# Washington Stove Works Arctic #30



## KatFox13 (Jan 22, 2020)

Hello all. 
So I acquired a Washington stove works Arctic #30 stove that we are just getting around to restoring and hooking it up to burn wood in in our lil Croft. 
Does anyone know anything about this stove? 
Any tips on how it burns...etc? 
I am not unfamiliar with wood cook stoves...but I have never owned a stove like this with that extra 'heat exchange ' area on top? 
Any info or tips on this would be greatly appreciated.  
Does anyone know when this particular stove was built? 
80's? 
Thank you so much!


----------



## daviwa02 (Feb 3, 2020)

KatFox13 said:


> Hello all.
> So I acquired a Washington stove works Arctic #30 stove that we are just getting around to restoring and hooking it up to burn wood in in our lil Croft.
> Does anyone know anything about this stove?
> Any tips on how it burns...etc?
> ...


I have the same stove and have been using it for the last 40+ years since new.

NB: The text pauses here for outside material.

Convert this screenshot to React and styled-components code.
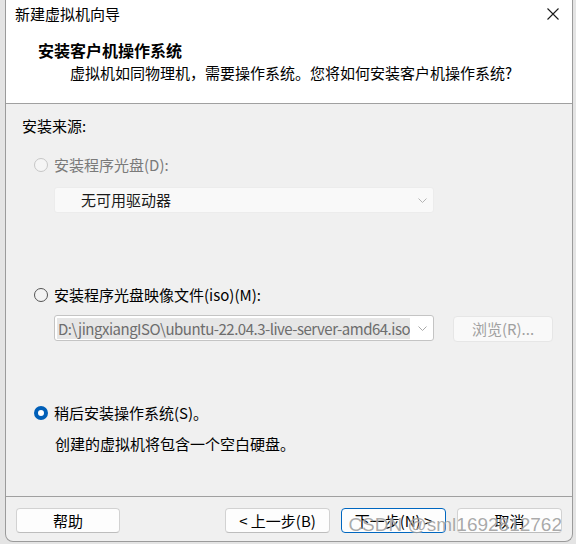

It spent the first 35 years in a cabin in Moses Lake and now is installed in a large garage on Vashon Island. It is a great stove and really kicks out the BTUs. I don't have a lot of tips except you can pack it with long wood and once you get good coals it will go all night. What helps it do that is a good damper on the stove pipe. There is just the one air regulator on the front so it's fairly simple. I try to shovel out the ashes under the main grate between every burn just to keep the air flow feeding the back, but other than that it's a very straight forward unit. Sometimes upon initial light, you'll get a tiny bit of smoke coming from the seam in the upper heat exchanger but it goes away quickly once you get a draw. I have a nice long 8' run of single wall ceramic enamel covered steel stove pipe connected to another 8' of double wall SS pipe. Many pots of chili and water boiled on this awesome stove, very well built and so nice to have something from the PNW. I believe it was produced in the mid- to late 70s, Good luck


----------